In the event that Mr. Rubin's employment is terminated by the Company without Cause or by Mr. Rubin for Good Reason, in either case within two years following a change in control, Mr. Rubin will receive the following severance benefits, subject to his execution of a general release: (1) a lump sum payment equal to the sum of (i) one and one-half times Mr. Rubin's annual base salary then in effect; (ii) one times Mr. Rubin's target bonus amount then in effect; (iii) a pro-rated portion of Mr. Rubin's target bonus determined by the number of days worked in the year of termination; and (iv) any accrued but unpaid bonus for the fiscal year ended immediately prior to the fiscal year in which the date of termination occurs; (2) medical, accident, disability and life insurance coverage for a period of 12 months for Mr. Rubin and his dependents; (3) immediate vesting of all stock options, stock appreciation rights, restricted stock and restricted stock units; and (4) immediate vesting of Mr. Rubin's rights in all other employee benefit and compensation plans.
Additionally, in the event of a change in control that occurs after March 31, 2013 following which the Company's common stock ceases to be traded on a national securities exchange, any equity held by Mr. Rubin will immediately vest upon such change in control.
The above summary of the material terms of the Rubin Employment Agreement are not complete statements of the parties' rights and obligations with respect to the Rubin Employment Agreement and are qualified in their entirety by reference to the Rubin Employment Agreement.
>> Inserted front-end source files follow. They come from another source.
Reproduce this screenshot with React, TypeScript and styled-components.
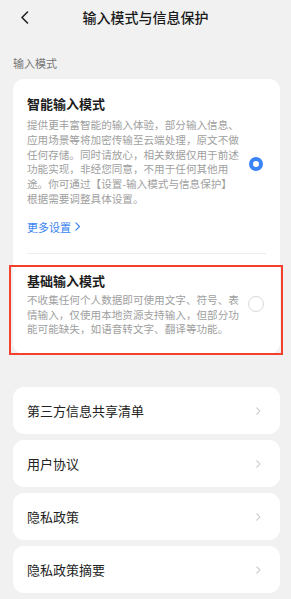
import React from 'react';
import styled, { createGlobalStyle } from 'styled-components';

const GlobalStyle = createGlobalStyle`
  html, body {
    margin: 0;
    padding: 0;
    background: #f1f1f1;
    font-family: "Noto Sans CJK SC", "Noto Sans", sans-serif;
  }
`;

const Page = styled.div`
  width: 291px;
  min-height: 599px;
  background: #f1f1f1;
  display: flex;
  flex-direction: column;
`;

const Header = styled.div`
  height: 34px;
  display: flex;
  align-items: center;
  justify-content: center;
  position: relative;
  font-size: 14px;
  font-weight: 500;
  color: #1a1a1a;
`;

const Back = styled.svg`
  position: absolute;
  left: 20px;
  top: 11px;
`;

const SectionLabel = styled.div`
  margin-top: 21px;
  padding-left: 13px;
  font-size: 11px;
  line-height: 16px;
  color: #777;
`;

const Card = styled.div`
  margin: 8px 11px 0 13px;
  background: #fff;
  border-radius: 11px;
`;

const Option = styled.div<{ $marked?: boolean }>`
  position: relative;
  display: flex;
  align-items: center;
  padding: ${(p) => (p.$marked ? '18px 16px 17px 14px' : '16px 16px 19px 14px')};

  ${(p) =>
    p.$marked &&
    `
    &::after {
      content: '';
      position: absolute;
      left: -4px;
      right: -3px;
      top: 11px;
      bottom: -1px;
      border: 2px solid #f2412f;
      pointer-events: none;
    }
  `}
`;

const OptionBody = styled.div`
  flex: 1;
`;

const OptionTitle = styled.div`
  font-size: 13px;
  line-height: 18px;
  font-weight: 600;
  color: #1c1c1c;
`;

const OptionDesc = styled.div<{ $gap: number }>`
  margin-top: ${(p) => p.$gap}px;
  font-size: 10.6px;
  line-height: 14.8px;
  color: #a0a0a0;
  white-space: nowrap;
`;

const MoreLink = styled.div`
  margin-top: 13px;
  display: flex;
  align-items: center;
  gap: 4px;
  font-size: 11px;
  line-height: 14px;
  color: #3a84f2;
`;

const Radio = styled.div<{ $on?: boolean }>`
  flex-shrink: 0;
  box-sizing: border-box;
  width: ${(p) => (p.$on ? '14px' : '16px')};
  height: ${(p) => (p.$on ? '14px' : '16px')};
  margin-right: ${(p) => (p.$on ? '1px' : '0')};
  border-radius: 50%;
  border: ${(p) => (p.$on ? '4px solid #3a84f6' : '1.2px solid #d9d9d9')};
  background: #fff;
`;

const Divider = styled.div`
  height: 1px;
  background: #ededed;
  margin: 0 14px;
`;

const List = styled.div`
  margin: 33px 11px 0 13px;
  display: flex;
  flex-direction: column;
  gap: 6px;
`;

const Row = styled.div`
  height: 47px;
  background: #fff;
  border-radius: 11px;
  display: flex;
  align-items: center;
  justify-content: space-between;
  padding: 0 19px 0 14px;
  font-size: 13px;
  color: #222;
`;

const Chevron = ({ color, size = 8 }: { color: string; size?: number }) => (
  <svg width={size * 0.6} height={size} viewBox="0 0 6 10" fill="none">
    <path d="M1 1l4 4-4 4" stroke={color} strokeWidth="1.3" strokeLinecap="round" strokeLinejoin="round" />
  </svg>
);

const lines = (arr: string[]) =>
  arr.map((l, i) => (
    <React.Fragment key={i}>
      {l}
      {i < arr.length - 1 && <br />}
    </React.Fragment>
  ));

const items = ['第三方信息共享清单', '用户协议', '隐私政策', '隐私政策摘要'];

export default function App() {
  return (
    <Page>
      <GlobalStyle />
      <Header>
        <Back width="9" height="13" viewBox="0 0 9 13" fill="none">
          <path d="M7.5 1L2 6.5 7.5 12" stroke="#222" strokeWidth="1.6" strokeLinecap="round" strokeLinejoin="round" />
        </Back>
        输入模式与信息保护
      </Header>
      <SectionLabel>输入模式</SectionLabel>
      <Card>
        <Option>
          <OptionBody>
            <OptionTitle>智能输入模式</OptionTitle>
            <OptionDesc $gap={5}>
              {lines([
                '提供更丰富智能的输入体验，部分输入信息、',
                '应用场景等将加密传输至云端处理，原文不做',
                '任何存储。同时请放心，相关数据仅用于前述',
                '功能实现，非经您同意，不用于任何其他用',
                '途。你可通过【设置-输入模式与信息保护】',
                '根据需要调整具体设置。',
              ])}
            </OptionDesc>
            <MoreLink>
              更多设置
              <Chevron color="#3a84f2" size={9} />
            </MoreLink>
          </OptionBody>
          <Radio $on />
        </Option>
        <Divider />
        <Option $marked>
          <OptionBody>
            <OptionTitle>基础输入模式</OptionTitle>
            <OptionDesc $gap={3}>
              {lines([
                '不收集任何个人数据即可使用文字、符号、表',
                '情输入，仅使用本地资源支持输入，但部分功',
                '能可能缺失，如语音转文字、翻译等功能。',
              ])}
            </OptionDesc>
          </OptionBody>
          <Radio />
        </Option>
      </Card>
      <List>
        {items.map((t) => (
          <Row key={t}>
            {t}
            <Chevron color="#c4c4c4" size={8} />
          </Row>
        ))}
      </List>
    </Page>
  );
}
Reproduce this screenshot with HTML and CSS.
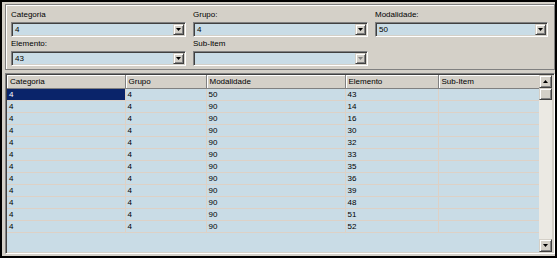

(e) Amendment to Employment Contract
On May 31, 2012, the Company and Brian J. Farrell, the Company's Chief Executive Officer, entered into an amendment (the “Amendment”) to the Second Amended and Restated Employment Agreement, dated as of December 31, 2008, as amended by Amendment No. 1 dated January 31, 2012, by and between the Company and Mr. Farrell (the “Farrell Employment Agreement”). The Amendment provides (i) that Mr. Farrell consents to the employment by the Company of Jason Rubin as President of the Company, (ii) that Mr. Farrell shall retain the title, position and responsibilities of Chief Executive Officer of the Company along with his current terms of compensation and benefits, and (iii) confirms that the foregoing does not constitute “Good Reason” under Section 7.4(a) of the Farrell Employment Agreement.
The above summary of the material terms of the Amendment are not complete statements of the parties' rights and obligations with respect to the Amendment and are qualified in their entirety by reference to the Amendment.
Section 9 — Financial Statements and Exhibits
Item 9.01 Financial Statements and Exhibits.
Pursuant to the requirements of the Securities Exchange Act of 1934, as amended, the Company has duly caused this report to be signed on its behalf by the undersigned, thereto duly authorized.